I'm observing some weird behaviour, though.

For the input [1, 2, 3, 4, 5, 6, 7, 8], I'm getting:

0th iteration:
- input: [1, 2, 3, 4, 5, 6, 7, 8] as expected,
- output: [1, 3, 5, 7, 9, 11, 13, 15] as expected
1st iteration:
- input: [1, 2, 4, 6, 8, 10, 12, 14]
  - should be identical to the output from the 0th iteration
  - instead is as if pass (with the uniform iteration = 1) had been applied with the input-buffer from the 0th iteration as input and the input-buffer to the 1st iteration as output
- output: [1, 2, 5, 8, 12, 16, 20, 24] ... as expected given the false input
2nd iteration:
- input: [1, 2, 3, 4, 7, 10, 13, 16]
  - should be identical to the output from the 1st iteration
  - instead is as if pass (with the uniform iteration = 2) had been applied with the input-buffer from the 0th iteration as input and the input-buffer to the 2nd iteration as output
- output: [1, 2, 3, 4, 8, 12, 16, 20] ... again as expected given the false input

I tried a few things that I thought might have caused my issue.

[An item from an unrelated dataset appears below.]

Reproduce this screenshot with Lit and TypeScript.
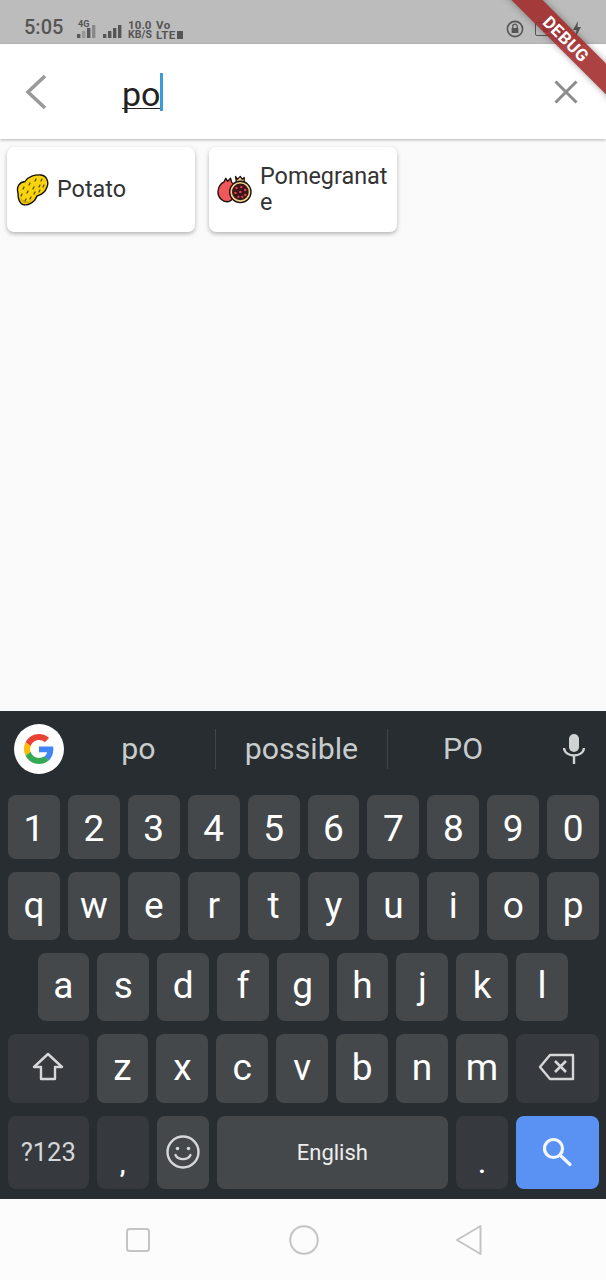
import { LitElement, html, css, svg } from "lit";
import { customElement } from "lit/decorators.js";

type Key = { t?: string; cls?: string; icon?: string };

const chars = (s: string): Key[] => s.split("").map((t) => ({ t }));

const ROWS: { cls: string; keys: Key[] }[] = [
  { cls: "r1", keys: chars("1234567890") },
  { cls: "r2", keys: chars("qwertyuiop") },
  { cls: "r3", keys: chars("asdfghjkl") },
  {
    cls: "r4",
    keys: [{ icon: "shift", cls: "wide dark" }, ...chars("zxcvbnm"), { icon: "del", cls: "wide dark" }],
  },
  {
    cls: "r5",
    keys: [
      { t: "?123", cls: "wide dark sym" },
      { t: ",", cls: "dark punct" },
      { icon: "emoji" },
      { t: "English", cls: "space" },
      { t: ".", cls: "dark punct" },
      { icon: "search", cls: "wide blue" },
    ],
  },
];

const ICONS: Record<string, unknown> = {
  shift: svg`<svg width="34" height="32" viewBox="0 0 34 32" fill="none" stroke="#d5d7d8" stroke-width="2.4" stroke-linejoin="round"><path d="M17 3 L31 16 L24 16 L24 28 L10 28 L10 16 L3 16 Z"/></svg>`,
  del: svg`<svg width="38" height="30" viewBox="0 0 38 30" fill="none" stroke="#d5d7d8" stroke-width="2.4" stroke-linejoin="round"><path d="M12 3 H35 V27 H12 L2 15 Z"/><path d="M17 9 L28 20 M28 9 L17 20" stroke-width="2.6"/></svg>`,
  emoji: svg`<svg width="36" height="36" viewBox="0 0 36 36" fill="none" stroke="#d5d7d8" stroke-width="2.4"><circle cx="18" cy="18" r="15.5"/><circle cx="12.5" cy="14.5" r="1.8" fill="#d5d7d8" stroke="none"/><circle cx="23.5" cy="14.5" r="1.8" fill="#d5d7d8" stroke="none"/><path d="M10.5 21 C13 26.5 23 26.5 25.5 21" stroke-linecap="round"/></svg>`,
  search: svg`<svg class="mag" width="32" height="32" viewBox="0 0 32 32" fill="none" stroke="#f4f7fd" stroke-width="3.2" stroke-linecap="round"><circle cx="12.5" cy="12.5" r="9"/><path d="M19.5 19.5 L29 28.5"/></svg>`,
};

const potato = svg`<svg width="34" height="34" viewBox="0 0 34 34">
  <g stroke="#161204" stroke-width="1.4" fill="#f8d40c">
    <path d="M3 20 C1 13 5 9 10 8.5 C13 3.5 20 1.5 26 2 C32 3 34 9 32 14 C30 20 26 22 22 23 C20 29 13 33 8 31.5 C4 30 3 25 3 20 Z"/>
  </g>
  <g stroke="#5c4a06" stroke-width="1.3" stroke-linecap="round" fill="none">
    <path d="M9 14l-1 2M15 10l-1 2M21 6l-1 2M27 6l-1 2M7 21l-1 2M13 18l-1 2M19 14l-1 2M25 12l-1 2M29 12l-1 2M11 26l-1 2M16 24l-1 2M20 19l-1 2M25 17l-1 2"/>
  </g>
  <path d="M5 24 C8 29 13 30 17 27 C14 31 7 32 5 24Z" fill="#c99a06"/>
</svg>`;

const pomegranate = svg`<svg width="35" height="30" viewBox="0 0 36 30">
  <path d="M9 3 L11 6 L14 3 L15 7 C20 10 20 24 12 27 C6 28 1 23 1 17 C1 12 4 8 7 7 Z" fill="#f1565a" stroke="#1c1010" stroke-width="1.4" stroke-linejoin="round"/>
  <path d="M19 1 L21 4 L24 1 L26 4 L28 2 L28 7 L20 7 Z" fill="#f2d489" stroke="#1c1010" stroke-width="1.3" stroke-linejoin="round"/>
  <circle cx="24" cy="17" r="11" fill="#f2d489" stroke="#1c1010" stroke-width="1.4"/>
  <circle cx="24" cy="17" r="8.6" fill="#3d141b"/>
  <g fill="#e8474c">
    <circle cx="20" cy="13" r="1.2"/><circle cx="25" cy="12" r="1.2"/><circle cx="29" cy="15" r="1.2"/>
    <circle cx="19" cy="18" r="1.2"/><circle cx="24" cy="17" r="1.2"/><circle cx="29" cy="20" r="1.2"/>
    <circle cx="22" cy="22" r="1.2"/><circle cx="26" cy="22" r="1.2"/>
  </g>
</svg>`;

const signal = (first: number) => svg`<svg width="20" height="13" viewBox="0 0 20 13" fill="#565656">
  <rect x="0" y="9" width="3.4" height="4"/>
  <rect x="5" y="6" width="3.4" height="7" opacity="${first}"/>
  <rect x="10" y="3" width="3.4" height="10"/>
  <rect x="15" y="0" width="3.4" height="13" opacity="${first < 1 ? 0.5 : 1}"/>
</svg>`;

@customElement("app-root")
export class AppRoot extends LitElement {
  static styles = css`
    :host {
      display: flex;
      flex-direction: column;
      position: relative;
      width: 606px;
      height: 1280px;
      overflow: hidden;
      background: #fafafa;
      font-family: Roboto, "Liberation Sans", sans-serif;
    }
    .status {
      height: 44px;
      flex: none;
      box-sizing: border-box;
      background: #bcbcbc;
      display: flex;
      align-items: flex-end;
      padding: 0 25px 3px 24px;
      color: #555;
    }
    .time { font-size: 20px; font-weight: 500; line-height: 27px; width: 53px; }
    .net { position: relative; display: flex; align-items: flex-end; margin-bottom: 3px; }
    .net small { position: absolute; left: 1px; top: -5px; font-size: 9px; font-weight: 700; line-height: 9px; }
    .net-a { width: 26px; }
    .net-b { width: 24px; }
    .rate, .lte {
      display: flex;
      flex-direction: column;
      font-weight: 700;
      line-height: 10px;
      margin-bottom: 1px;
    }
    .rate { width: 29px; font-size: 10.5px; letter-spacing: 0.1px; padding-left: 1px; box-sizing: border-box; }
    .rate span:first-child { font-size: 11.5px; }
    .lte { font-size: 11.5px; letter-spacing: 0.4px; }
    .lte-line { display: flex; align-items: center; gap: 1px; }
    .lte-line i { width: 6px; height: 8px; background: #555; display: block; }
    .grow { flex: 1; }
    .right { display: flex; align-items: center; gap: 11px; margin-bottom: 3px; }
    .batt {
      width: 27px; height: 14px; border: 1px solid #555; border-radius: 2px; box-sizing: border-box;
      font-size: 11px; font-weight: 700; line-height: 12px; text-align: center;
    }
    .bar {
      height: 95px;
      flex: none;
      box-sizing: border-box;
      background: #fff;
      box-shadow: 0 1px 3px rgba(0, 0, 0, 0.28);
      display: flex;
      align-items: center;
      padding: 0 28px 0 24px;
      position: relative;
    }
    .field {
      flex: 1;
      margin-left: 74px;
      display: flex;
      height: 40px;
      margin-top: 2px;
    }
    .query {
      font-size: 34px;
      line-height: 36px;
      color: #222;
      border-bottom: 1.5px solid #222;
      height: 32px;
      margin-top: 3px;
      box-sizing: content-box;
    }
    .caret { width: 3px; height: 38px; background: #3c9ad8; }
    .grid {
      flex: 1;
      display: grid;
      grid-template-columns: repeat(3, 188px);
      grid-auto-rows: 85px;
      gap: 14px;
      padding: 8px 7px;
    }
    .card {
      background: #fff;
      border-radius: 7px;
      box-shadow: 0 2px 4px rgba(0, 0, 0, 0.28);
      display: flex;
      align-items: center;
      padding: 0 8px;
      gap: 8px;
    }
    .card svg { flex: none; }
    .card span {
      flex: 1;
      min-width: 0;
      font-size: 23.4px;
      line-height: 26px;
      color: #333;
      word-break: break-all;
      padding-bottom: 1px;
    }
    .pom span { margin-top: -1px; }
    .kb {
      height: 488px;
      flex: none;
      box-sizing: border-box;
      background: #272d31;
    }
    .sugg {
      height: 84px;
      display: grid;
      grid-template-columns: 77px 139px 172px 150px 1fr;
      align-items: center;
      color: #c9cccd;
      font-size: 30.3px;
      padding-bottom: 8px;
      box-sizing: border-box;
    }
    .g {
      width: 50px; height: 50px; margin-left: 14px; border-radius: 50%; background: #fff;
      display: flex; align-items: center; justify-content: center;
    }
    .word { text-align: center; height: 40px; line-height: 40px; border-right: 1px solid #3f464b; }
    .word.first { padding-right: 15px; box-sizing: border-box; }
    .word.last { border-right: none; }
    .word.mid { box-sizing: border-box; }
    .mic { display: flex; justify-content: center; padding-left: 3px; }
    .rows { display: flex; flex-direction: column; gap: 13px; padding: 0 7px 0 8px; }
    .row { display: flex; gap: 8px; }
    .r1 { height: 63.5px; }
    .r2, .r3 { height: 68px; }
    .r3 { padding: 0 31px 0 29.5px; }
    .r4 { height: 69px; }
    .r5 { height: 73px; }
    .key {
      flex: 1 1 0;
      min-width: 0;
      box-sizing: border-box;
      background: #44484b;
      border-radius: 8px;
      color: #fff;
      font-size: 37px;
      display: flex;
      align-items: center;
      justify-content: center;
    }
    .r1 .key { padding-top: 4px; font-size: 37px; }
    .r3 .key, .r4 .key { padding-bottom: 2px; }
    .wide { flex: 0 0 80.5px; }
    .r4 .wide:last-child, .r5 .wide:last-child { flex-basis: 83px; }
    .dark { background: #363a3e; }
    .blue { background: #5a92f4; }
    .mag { margin-right: 2px; }
    .key.sym { font-size: 25.5px; color: #d5d7d8; }
    .key.punct { font-size: 24px; font-weight: 700; align-items: flex-end; padding-bottom: 12px; line-height: 24px; }
    .key.space { flex: 0 0 231px; font-size: 22px; color: #eee; }
    .nav {
      height: 81px;
      flex: none;
      background: #fcfcfc;
      display: grid;
      grid-template-columns: 276px 56px 1fr;
      align-items: center;
    }
    .nav svg { display: block; }
    .nav .sq { justify-self: end; margin-right: 125px; }
    .nav .ci { justify-self: center; }
    .nav .tr { margin-left: 123px; }
    .banner-clip {
      position: absolute;
      top: 0;
      right: 0;
      width: 120px;
      height: 120px;
      overflow: hidden;
      pointer-events: none;
    }
    .banner {
      position: absolute;
      left: 0;
      top: 28px;
      width: 160px;
      height: 22px;
      transform: rotate(45deg);
      background: rgba(160, 40, 40, 0.88);
      box-shadow: 0 0 7px rgba(0, 0, 0, 0.35);
      color: #fff;
      font-size: 17px;
      font-weight: 700;
      line-height: 22px;
      text-align: center;
      letter-spacing: 0.5px;
    }
  `;

  private renderKey(k: Key) {
    return html`<div class="key ${k.cls ?? ""}">${k.icon ? ICONS[k.icon] : k.t}</div>`;
  }

  render() {
    return html`
      <div class="status">
        <div class="time">5:05</div>
        <div class="net net-a"><small>4G</small>${signal(0.35)}</div>
        <div class="net net-b">${signal(1)}</div>
        <div class="rate"><span>10.0</span><span>KB/S</span></div>
        <div class="lte"><span>Vo</span><div class="lte-line"><span>LTE</span><i></i></div></div>
        <div class="grow"></div>
        <div class="right">
          <svg width="18" height="18" viewBox="0 0 18 18" fill="none" stroke="#555" stroke-width="1.6"><circle cx="9" cy="9" r="7.6"/><rect x="5.6" y="8" width="6.8" height="5" fill="#555" stroke="none"/><path d="M6.8 8 V6.4 a2.2 2.2 0 0 1 4.4 0 V8" stroke-width="1.3"/></svg>
          <div class="batt">85</div>
          <svg width="8" height="16" viewBox="0 0 8 16" fill="#555"><path d="M5 0 L0 9 H3.5 L2.5 16 L8 6 H4.5 Z"/></svg>
        </div>
      </div>
      <div class="bar">
        <svg width="24" height="36" viewBox="0 0 24 36" fill="none" stroke="#999" stroke-width="3.6"><path d="M21 2 L4 18 L21 34"/></svg>
        <div class="field"><div class="query">po</div><div class="caret"></div></div>
        <svg width="24" height="24" viewBox="0 0 24 24" fill="none" stroke="#8c8c8c" stroke-width="3"><path d="M1.5 1.5 L22.5 22.5 M22.5 1.5 L1.5 22.5"/></svg>
      </div>
      <div class="grid">
        <div class="card">${potato}<span>Potato</span></div>
        <div class="card pom">${pomegranate}<span>Pomegranate</span></div>
      </div>
      <div class="kb">
        <div class="sugg">
          <div class="g">
            <svg width="30" height="30" viewBox="0 0 48 48">
              <path fill="#EA4335" d="M24 9.5c3.54 0 6.71 1.22 9.21 3.6l6.85-6.85C35.9 2.38 30.47 0 24 0 14.62 0 6.51 5.38 2.56 13.22l7.98 6.19C12.43 13.72 17.74 9.5 24 9.5z"/>
              <path fill="#4285F4" d="M46.98 24.55c0-1.57-.15-3.09-.38-4.55H24v9.02h12.94c-.58 2.96-2.26 5.48-4.78 7.18l7.73 6c4.51-4.18 7.09-10.36 7.09-17.65z"/>
              <path fill="#FBBC05" d="M10.53 28.59c-.48-1.45-.76-2.99-.76-4.59s.27-3.14.76-4.59l-7.98-6.19C.92 16.46 0 20.12 0 24c0 3.88.92 7.54 2.56 10.78l7.97-6.19z"/>
              <path fill="#34A853" d="M24 48c6.48 0 11.93-2.13 15.89-5.81l-7.73-6c-2.15 1.45-4.92 2.3-8.16 2.3-6.26 0-11.57-4.22-13.47-9.91l-7.98 6.19C6.51 42.62 14.62 48 24 48z"/>
            </svg>
          </div>
          <div class="word first">po</div>
          <div class="word mid">possible</div>
          <div class="word last">PO</div>
          <div class="mic">
            <svg width="24" height="32" viewBox="0 0 24 32" fill="none" stroke="#d0d3d4" stroke-width="2.4"><rect x="7" y="1" width="10" height="18" rx="5" fill="#d0d3d4" stroke="none"/><path d="M2 15 C3 25 21 25 22 15"/><path d="M12 23 V31"/></svg>
          </div>
        </div>
        <div class="rows">
          ${ROWS.map((r) => html`<div class="row ${r.cls}">${r.keys.map((k) => this.renderKey(k))}</div>`)}
        </div>
      </div>
      <div class="nav">
        <svg class="sq" width="26" height="26" viewBox="0 0 26 26" fill="none" stroke="#c4c4c4" stroke-width="2"><rect x="2" y="2" width="22" height="22" rx="2.5"/></svg>
        <svg class="ci" width="30" height="30" viewBox="0 0 32 32" fill="none" stroke="#c4c4c4" stroke-width="2.1"><circle cx="16" cy="16" r="14.7"/></svg>
        <svg class="tr" width="28" height="32" viewBox="0 0 28 32" fill="none" stroke="#c4c4c4" stroke-width="2" stroke-linejoin="round"><path d="M25.5 2 V30 L2 16 Z"/></svg>
      </div>
      <div class="banner-clip"><div class="banner">DEBUG</div></div>
    `;
  }
}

Hypothesis 1: you can't have multiple passes in an encoder
- so I moved to one encoder per iteration - but that didn't work, either, and yielded the same results.
- also, I know from here that multiple passes per encoder are allowed, and so is bind-group ping-pong.
Hypothesis 2: must not share in/out buffer between passes
- so I've created separate buffers for each pass and copied the data from the last iteration's output to current iteration's input. Still doesn't work, though, and yields the same results.

Solution

I don't know if this is the only issue but one issue I see is you need a iterationBuffer per iteration.

As it is, this code

  for (let iteration = 0; iteration < iterations; iteration++) {
    device.queue.writeBuffer(iterationBuffer, 0, new Uint32Array([iteration]));
    const pass = encoder.beginComputePass({ label: `prefix sum pass iteration ${iteration}` });
    pass.setPipeline(pipeline);
    if (iteration % 2 === 0) {
      pass.setBindGroup(0, bindGroup1);
    } else {
      pass.setBindGroup(0, bindGroup2);
    }
    pass.dispatchWorkgroups(input.length);
    pass.end();
  }

  ...
  device.queue.submit(...)

Is effectively doing this

  const interationBuffer = [];
  for (let iteration = 0; iteration < iterations; iteration++) {
    iterationBuffer[0] = iteration
    encode commands
  }

  execute (submit) commands

At the execute commands point above, iterationBuffer only contains the last value you wrote into it. If you want a different value for iteration each time you call dispatchWorkgroup in the same submit you need a different buffer to hold each value.